• Work to do: Show each line of the data below that has the string "this" in it.

• Data supplied:
_____

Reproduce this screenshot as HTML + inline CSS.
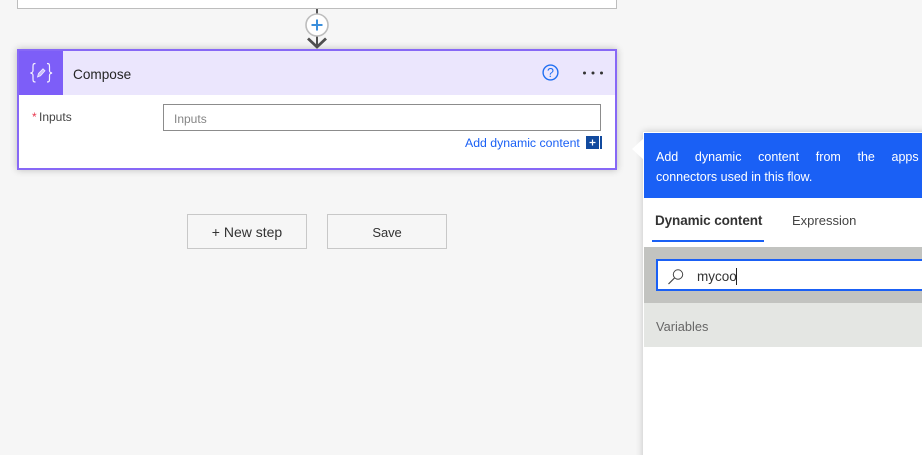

_____

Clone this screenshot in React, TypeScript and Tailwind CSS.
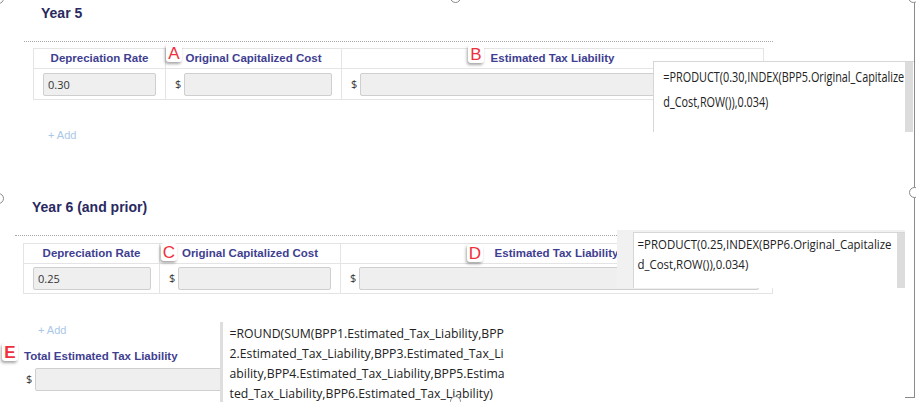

_____

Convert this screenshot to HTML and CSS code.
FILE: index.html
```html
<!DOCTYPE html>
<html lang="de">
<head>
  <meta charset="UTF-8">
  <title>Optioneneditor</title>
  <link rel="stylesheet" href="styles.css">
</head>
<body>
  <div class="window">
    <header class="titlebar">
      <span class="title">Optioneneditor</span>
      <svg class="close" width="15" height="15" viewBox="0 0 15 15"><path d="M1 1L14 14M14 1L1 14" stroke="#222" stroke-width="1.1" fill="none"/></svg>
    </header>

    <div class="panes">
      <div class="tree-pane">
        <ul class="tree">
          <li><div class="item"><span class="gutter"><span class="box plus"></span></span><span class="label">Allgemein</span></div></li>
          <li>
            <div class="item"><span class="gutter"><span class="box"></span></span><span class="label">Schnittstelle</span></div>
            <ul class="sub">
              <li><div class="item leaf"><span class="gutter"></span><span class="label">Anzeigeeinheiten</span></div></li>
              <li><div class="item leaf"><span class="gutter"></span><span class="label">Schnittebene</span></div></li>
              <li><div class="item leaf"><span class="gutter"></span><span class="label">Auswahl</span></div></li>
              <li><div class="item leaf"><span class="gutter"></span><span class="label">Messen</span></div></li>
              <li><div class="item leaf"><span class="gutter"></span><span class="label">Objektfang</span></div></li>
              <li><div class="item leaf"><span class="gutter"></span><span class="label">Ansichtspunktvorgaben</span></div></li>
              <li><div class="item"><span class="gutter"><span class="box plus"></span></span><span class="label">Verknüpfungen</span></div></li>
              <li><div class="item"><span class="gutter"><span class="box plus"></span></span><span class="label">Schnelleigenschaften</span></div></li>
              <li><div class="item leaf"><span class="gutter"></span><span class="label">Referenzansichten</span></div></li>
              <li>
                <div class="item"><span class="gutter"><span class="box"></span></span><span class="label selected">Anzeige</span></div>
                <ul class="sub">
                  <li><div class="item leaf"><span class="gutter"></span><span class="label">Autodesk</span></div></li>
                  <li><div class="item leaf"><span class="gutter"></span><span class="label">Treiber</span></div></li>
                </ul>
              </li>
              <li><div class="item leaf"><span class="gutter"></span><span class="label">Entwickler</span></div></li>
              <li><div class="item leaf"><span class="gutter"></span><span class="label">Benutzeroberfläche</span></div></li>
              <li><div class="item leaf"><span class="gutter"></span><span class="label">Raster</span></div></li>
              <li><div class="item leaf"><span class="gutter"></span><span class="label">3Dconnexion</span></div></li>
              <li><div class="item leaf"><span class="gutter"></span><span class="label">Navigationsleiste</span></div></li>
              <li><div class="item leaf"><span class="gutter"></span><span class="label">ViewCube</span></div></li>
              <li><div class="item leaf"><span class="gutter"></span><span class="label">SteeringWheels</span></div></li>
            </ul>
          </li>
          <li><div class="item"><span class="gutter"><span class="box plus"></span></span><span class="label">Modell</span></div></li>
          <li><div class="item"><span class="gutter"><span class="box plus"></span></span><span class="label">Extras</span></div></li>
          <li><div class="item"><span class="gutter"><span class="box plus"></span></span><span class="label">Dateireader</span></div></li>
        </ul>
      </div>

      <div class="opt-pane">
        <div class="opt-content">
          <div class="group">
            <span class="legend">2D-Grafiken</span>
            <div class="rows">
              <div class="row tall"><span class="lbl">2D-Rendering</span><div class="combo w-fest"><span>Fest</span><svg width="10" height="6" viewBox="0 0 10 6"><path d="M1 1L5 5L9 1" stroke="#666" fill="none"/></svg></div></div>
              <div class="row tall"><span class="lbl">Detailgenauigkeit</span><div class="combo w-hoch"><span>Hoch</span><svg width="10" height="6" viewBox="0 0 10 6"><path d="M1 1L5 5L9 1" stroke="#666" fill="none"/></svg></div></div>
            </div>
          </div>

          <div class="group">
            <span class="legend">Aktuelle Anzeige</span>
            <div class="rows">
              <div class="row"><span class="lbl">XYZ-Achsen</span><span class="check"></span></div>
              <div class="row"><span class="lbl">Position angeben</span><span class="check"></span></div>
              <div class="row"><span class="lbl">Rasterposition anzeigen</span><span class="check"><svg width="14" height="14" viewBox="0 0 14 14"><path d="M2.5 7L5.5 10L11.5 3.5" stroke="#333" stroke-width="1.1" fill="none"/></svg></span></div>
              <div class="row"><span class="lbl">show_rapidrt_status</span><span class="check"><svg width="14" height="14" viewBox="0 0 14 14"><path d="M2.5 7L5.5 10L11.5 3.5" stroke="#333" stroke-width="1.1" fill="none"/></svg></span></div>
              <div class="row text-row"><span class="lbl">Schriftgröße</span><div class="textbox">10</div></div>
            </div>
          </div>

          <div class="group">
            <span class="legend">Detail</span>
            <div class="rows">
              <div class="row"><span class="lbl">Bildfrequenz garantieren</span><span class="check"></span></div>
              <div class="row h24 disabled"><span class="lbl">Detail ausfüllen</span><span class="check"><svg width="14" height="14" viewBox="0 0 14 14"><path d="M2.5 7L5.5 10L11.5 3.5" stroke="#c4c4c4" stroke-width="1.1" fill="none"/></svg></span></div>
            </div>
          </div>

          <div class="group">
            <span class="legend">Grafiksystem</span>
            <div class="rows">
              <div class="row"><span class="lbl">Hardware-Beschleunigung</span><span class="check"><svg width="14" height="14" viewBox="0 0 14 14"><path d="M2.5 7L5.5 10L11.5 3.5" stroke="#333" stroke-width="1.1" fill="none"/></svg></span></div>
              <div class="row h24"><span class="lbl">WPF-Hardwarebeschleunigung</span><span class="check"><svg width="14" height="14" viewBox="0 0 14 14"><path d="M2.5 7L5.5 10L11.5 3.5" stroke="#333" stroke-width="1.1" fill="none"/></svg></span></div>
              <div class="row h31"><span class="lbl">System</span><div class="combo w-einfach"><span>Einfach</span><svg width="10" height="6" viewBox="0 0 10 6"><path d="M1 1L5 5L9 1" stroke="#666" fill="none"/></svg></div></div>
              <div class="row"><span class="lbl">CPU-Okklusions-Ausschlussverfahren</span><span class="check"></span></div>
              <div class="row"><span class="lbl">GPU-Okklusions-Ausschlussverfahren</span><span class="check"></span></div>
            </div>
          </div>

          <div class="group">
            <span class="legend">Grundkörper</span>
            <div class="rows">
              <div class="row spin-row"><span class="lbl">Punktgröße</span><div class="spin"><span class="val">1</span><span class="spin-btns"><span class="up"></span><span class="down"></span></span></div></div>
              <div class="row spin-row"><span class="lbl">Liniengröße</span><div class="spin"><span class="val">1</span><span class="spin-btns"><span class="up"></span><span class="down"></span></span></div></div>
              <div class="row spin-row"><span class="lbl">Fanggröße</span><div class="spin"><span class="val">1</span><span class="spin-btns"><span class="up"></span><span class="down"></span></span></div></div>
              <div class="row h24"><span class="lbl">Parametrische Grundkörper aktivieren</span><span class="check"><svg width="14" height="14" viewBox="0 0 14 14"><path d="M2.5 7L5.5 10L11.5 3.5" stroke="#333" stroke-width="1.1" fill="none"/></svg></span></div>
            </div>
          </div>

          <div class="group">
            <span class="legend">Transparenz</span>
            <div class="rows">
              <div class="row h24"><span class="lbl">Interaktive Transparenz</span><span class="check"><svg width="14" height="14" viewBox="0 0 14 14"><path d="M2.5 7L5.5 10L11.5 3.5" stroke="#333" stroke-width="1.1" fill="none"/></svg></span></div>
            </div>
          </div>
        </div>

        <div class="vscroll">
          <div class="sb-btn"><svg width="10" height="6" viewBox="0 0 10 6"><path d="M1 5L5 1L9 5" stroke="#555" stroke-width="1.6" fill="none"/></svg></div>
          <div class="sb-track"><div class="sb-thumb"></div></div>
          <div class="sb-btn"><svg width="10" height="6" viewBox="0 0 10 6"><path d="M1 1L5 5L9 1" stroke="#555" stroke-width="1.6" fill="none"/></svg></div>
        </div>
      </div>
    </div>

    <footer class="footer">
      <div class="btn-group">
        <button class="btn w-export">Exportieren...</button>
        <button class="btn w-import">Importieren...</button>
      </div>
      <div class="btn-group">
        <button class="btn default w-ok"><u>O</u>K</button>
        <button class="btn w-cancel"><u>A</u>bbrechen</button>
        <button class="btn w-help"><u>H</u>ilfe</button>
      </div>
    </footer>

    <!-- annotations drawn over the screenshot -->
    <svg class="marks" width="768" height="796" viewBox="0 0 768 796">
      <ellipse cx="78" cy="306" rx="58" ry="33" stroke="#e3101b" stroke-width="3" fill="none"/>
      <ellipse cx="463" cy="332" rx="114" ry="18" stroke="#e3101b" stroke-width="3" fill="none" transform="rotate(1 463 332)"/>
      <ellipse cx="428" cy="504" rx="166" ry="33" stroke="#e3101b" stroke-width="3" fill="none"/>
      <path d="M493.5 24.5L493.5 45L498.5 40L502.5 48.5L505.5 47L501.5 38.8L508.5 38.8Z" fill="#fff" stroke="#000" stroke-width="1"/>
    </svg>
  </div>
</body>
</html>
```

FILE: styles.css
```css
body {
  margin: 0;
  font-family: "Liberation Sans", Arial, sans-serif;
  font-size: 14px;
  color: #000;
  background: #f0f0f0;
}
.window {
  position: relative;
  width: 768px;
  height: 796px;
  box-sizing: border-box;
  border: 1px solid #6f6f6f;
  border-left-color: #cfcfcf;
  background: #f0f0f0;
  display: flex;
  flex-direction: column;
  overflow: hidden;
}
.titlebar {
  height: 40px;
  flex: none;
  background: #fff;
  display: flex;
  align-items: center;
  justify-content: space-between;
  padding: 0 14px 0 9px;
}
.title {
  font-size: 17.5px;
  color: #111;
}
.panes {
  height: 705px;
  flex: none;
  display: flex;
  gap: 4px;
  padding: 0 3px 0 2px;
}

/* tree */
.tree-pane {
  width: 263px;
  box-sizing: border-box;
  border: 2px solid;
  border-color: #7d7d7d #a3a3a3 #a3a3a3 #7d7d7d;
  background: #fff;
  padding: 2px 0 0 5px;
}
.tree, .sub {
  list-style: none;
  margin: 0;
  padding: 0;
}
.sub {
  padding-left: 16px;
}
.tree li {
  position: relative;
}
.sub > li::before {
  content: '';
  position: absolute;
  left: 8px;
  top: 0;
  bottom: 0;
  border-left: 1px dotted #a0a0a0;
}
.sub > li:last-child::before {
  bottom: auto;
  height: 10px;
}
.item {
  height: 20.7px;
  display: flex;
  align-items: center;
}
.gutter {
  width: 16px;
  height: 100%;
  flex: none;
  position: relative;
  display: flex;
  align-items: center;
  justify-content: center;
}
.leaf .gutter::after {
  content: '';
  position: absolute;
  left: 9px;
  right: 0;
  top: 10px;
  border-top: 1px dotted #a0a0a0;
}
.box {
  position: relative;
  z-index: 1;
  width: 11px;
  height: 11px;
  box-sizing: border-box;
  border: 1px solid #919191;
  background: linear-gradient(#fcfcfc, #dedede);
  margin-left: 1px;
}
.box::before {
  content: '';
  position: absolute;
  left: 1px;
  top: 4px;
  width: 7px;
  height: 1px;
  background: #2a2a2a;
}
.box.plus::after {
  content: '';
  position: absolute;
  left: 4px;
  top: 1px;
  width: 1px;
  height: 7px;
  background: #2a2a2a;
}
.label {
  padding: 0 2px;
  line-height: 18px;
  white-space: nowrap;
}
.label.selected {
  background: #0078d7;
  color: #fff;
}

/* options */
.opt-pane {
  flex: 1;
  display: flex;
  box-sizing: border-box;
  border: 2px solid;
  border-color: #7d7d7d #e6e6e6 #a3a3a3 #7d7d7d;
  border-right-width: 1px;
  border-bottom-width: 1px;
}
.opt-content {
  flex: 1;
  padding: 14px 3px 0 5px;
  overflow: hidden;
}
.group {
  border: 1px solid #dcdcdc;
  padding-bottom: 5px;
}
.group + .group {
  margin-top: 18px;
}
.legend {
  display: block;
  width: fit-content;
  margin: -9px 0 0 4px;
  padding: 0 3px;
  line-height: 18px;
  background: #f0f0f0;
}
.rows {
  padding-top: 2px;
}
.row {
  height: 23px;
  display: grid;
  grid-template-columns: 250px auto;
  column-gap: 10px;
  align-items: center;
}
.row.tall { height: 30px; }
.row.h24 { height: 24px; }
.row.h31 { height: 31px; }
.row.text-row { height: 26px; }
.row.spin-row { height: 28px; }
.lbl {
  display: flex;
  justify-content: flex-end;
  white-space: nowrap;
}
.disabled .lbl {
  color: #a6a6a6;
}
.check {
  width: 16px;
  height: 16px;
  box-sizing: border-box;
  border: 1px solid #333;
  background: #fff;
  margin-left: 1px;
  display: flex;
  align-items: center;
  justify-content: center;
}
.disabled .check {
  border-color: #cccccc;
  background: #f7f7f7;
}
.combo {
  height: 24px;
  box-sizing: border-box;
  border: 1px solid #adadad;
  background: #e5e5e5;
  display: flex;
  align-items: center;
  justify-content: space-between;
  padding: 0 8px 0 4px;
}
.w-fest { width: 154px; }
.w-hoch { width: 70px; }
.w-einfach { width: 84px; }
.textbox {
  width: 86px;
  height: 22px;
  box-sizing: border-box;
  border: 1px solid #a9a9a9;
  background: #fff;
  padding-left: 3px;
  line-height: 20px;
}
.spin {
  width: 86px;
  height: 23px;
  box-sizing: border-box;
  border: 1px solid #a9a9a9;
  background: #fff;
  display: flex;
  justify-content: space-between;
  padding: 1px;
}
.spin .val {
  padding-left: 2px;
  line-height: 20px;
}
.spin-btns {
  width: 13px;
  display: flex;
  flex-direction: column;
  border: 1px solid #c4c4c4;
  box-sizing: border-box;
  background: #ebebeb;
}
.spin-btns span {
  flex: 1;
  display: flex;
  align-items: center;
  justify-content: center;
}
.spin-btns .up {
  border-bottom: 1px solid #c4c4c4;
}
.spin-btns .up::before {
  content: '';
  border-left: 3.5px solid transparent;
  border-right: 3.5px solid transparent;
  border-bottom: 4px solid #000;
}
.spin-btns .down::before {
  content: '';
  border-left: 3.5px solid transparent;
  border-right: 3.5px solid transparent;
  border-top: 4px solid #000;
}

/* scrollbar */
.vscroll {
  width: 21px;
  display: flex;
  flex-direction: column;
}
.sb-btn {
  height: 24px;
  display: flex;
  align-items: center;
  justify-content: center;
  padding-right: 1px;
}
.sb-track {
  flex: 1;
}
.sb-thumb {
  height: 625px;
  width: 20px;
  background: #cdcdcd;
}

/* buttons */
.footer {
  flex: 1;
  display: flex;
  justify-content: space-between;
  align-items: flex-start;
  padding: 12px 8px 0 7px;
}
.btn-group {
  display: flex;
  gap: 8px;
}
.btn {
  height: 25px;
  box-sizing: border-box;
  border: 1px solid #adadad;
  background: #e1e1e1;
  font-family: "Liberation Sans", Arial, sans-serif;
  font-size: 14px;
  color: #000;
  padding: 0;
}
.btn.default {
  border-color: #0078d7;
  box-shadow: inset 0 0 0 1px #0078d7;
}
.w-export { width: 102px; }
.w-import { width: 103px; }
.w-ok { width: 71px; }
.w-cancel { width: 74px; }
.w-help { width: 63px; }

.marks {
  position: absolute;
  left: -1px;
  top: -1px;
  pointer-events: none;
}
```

_____

• Problem solution:
Reproduce this screenshot as HTML + inline CSS.
Clone this screenshot in React, TypeScript and Tailwind CSS.
Convert this screenshot to HTML and CSS code.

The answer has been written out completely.